MovieChat Forums > The Godfather Part II (1974) Discussion > Michael was a great Don but ....

Michael was a great Don but ....


The top guys with Vito were always happy and made their guys happy. Michael pissed a lot of his family off. Alienated Tom. Sent Rocco on a suicide mission. Pentangelli committed suicide. Had Fredo killed. Only top guy that didn't get hurt was Al Neri.

reply

Well Coppola in interviews says he didn't like Michael being looked on as a hero in the first film and wanted to basically destroy him.


But then he makes Vito , also a criminal into a hero so go figure.

reply

Michael is able to keep the business side of it alive but fails to make it a stable family. The whole part three is about him trying to repent the terrible things he's done. Vito Don Corleone always put his family first.

reply

I've always viewed this as intentional by Coppola. One of the great things about Part II is the juxtaposition of the two stories being told - Vito's rise to a respected Don alongside Michael's fall from one.

reply

There are three ways to maintain loyalty in underlings: fear, financial reward, and personal friendship, with friendship being the least stable and reliable strategy. Michael figured out early on that personal friendship takes a back seat to the other two, so he didn't bother cultivating close personal ties with most of the people who worked for him. Carrot for the loyal and stick for the disloyal worked just fine for him.

reply

You don't just dispense carrots and sticks afterwards, as if they had no effect on loyalty or lack thereof. And those relationships that Michael rejected, were what made Vito so successful.

reply

I'd argue that everything listed in the OP is what made Michael NOT such a great Don. He's been the unquestioned boss about three years at the start of this movie, and already he's facing a huge insurrection that ends with several of his top men dead (Rocco and Frankie) or in jail (Willi Cicci), his own brother sleeping with the fishes, and the remaining members of his family completely estranged from him. On top of that, he's also responsible for the SUPER high profile assassination of a rival Mafioso-- isn't Rocco's name on the board at the senate hearings? The same guy who later blows away another guy in front of a BUTT TON of cameras? I know that Tom would probably be able to wrangle a plausible deniability defense and Michael would never see the inside of a courtroom, but, that was one sloppy hit, and a potentially huge risk for the family.

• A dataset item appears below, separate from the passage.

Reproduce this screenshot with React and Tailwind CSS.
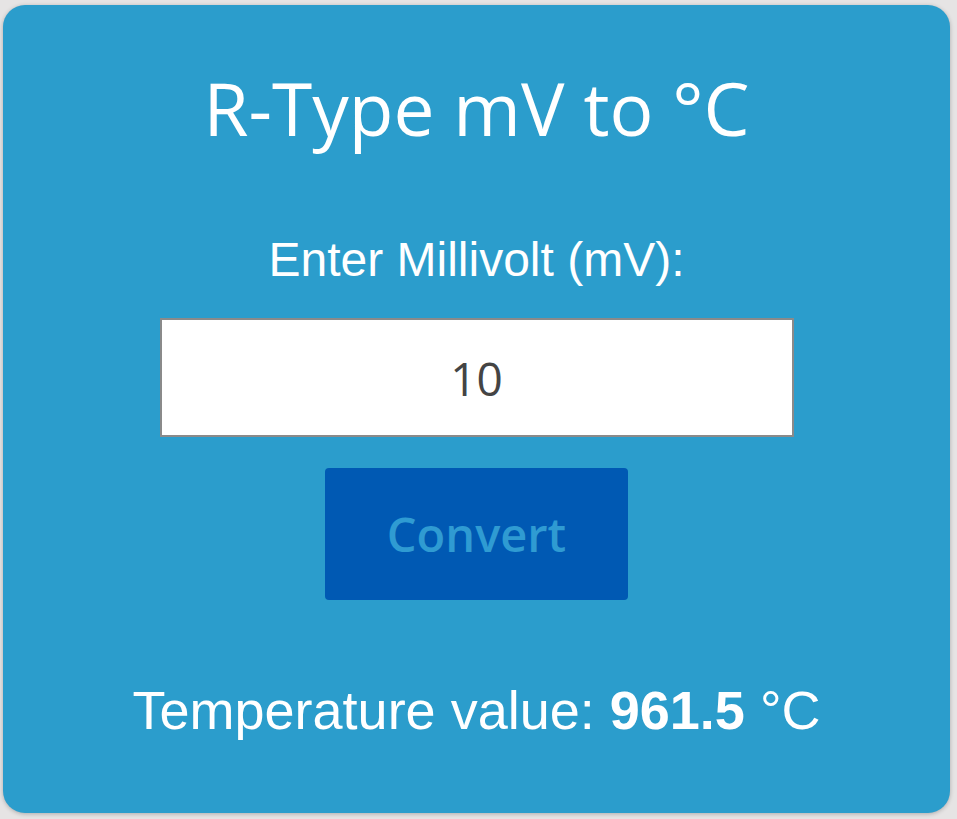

Vito held it together for about a quarter century. Michael got a third of a decade. I'd say Mikey dropped the ball big time.

reply

Except that by the end of the film all his enemies are dead and he has defeated the senate hearings. Yes, absolutely his personal life is a shambles and it's largely of his own doing, but it was all at the expense of business, which we can see by the time of GFIII, has far outdone all his former peers and even his own father. That's the difference between the two men, Vito paid equal attention to his family and the business, and did well in both, whereas Michael neglected one at the expense of the other, with predictable results.